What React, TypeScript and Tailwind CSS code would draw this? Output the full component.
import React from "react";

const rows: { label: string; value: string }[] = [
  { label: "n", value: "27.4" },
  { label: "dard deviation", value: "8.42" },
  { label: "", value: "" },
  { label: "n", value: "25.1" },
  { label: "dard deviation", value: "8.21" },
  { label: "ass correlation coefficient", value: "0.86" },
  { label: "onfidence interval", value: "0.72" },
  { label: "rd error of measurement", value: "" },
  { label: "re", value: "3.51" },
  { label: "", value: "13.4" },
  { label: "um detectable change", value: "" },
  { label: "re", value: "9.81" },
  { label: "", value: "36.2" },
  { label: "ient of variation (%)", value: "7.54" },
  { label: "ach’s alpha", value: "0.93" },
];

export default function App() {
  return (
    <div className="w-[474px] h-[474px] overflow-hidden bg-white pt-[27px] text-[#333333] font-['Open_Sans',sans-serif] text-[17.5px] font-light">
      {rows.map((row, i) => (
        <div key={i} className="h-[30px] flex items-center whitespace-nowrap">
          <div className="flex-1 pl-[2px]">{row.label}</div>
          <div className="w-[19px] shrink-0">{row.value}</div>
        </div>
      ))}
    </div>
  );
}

** DIRECTIONS FOR THIS TASK **
Search the data above for lines holding "React" and copy each of them.

** RESULT **
What React, TypeScript and Tailwind CSS code would draw this? Output the full component.
import React from "react";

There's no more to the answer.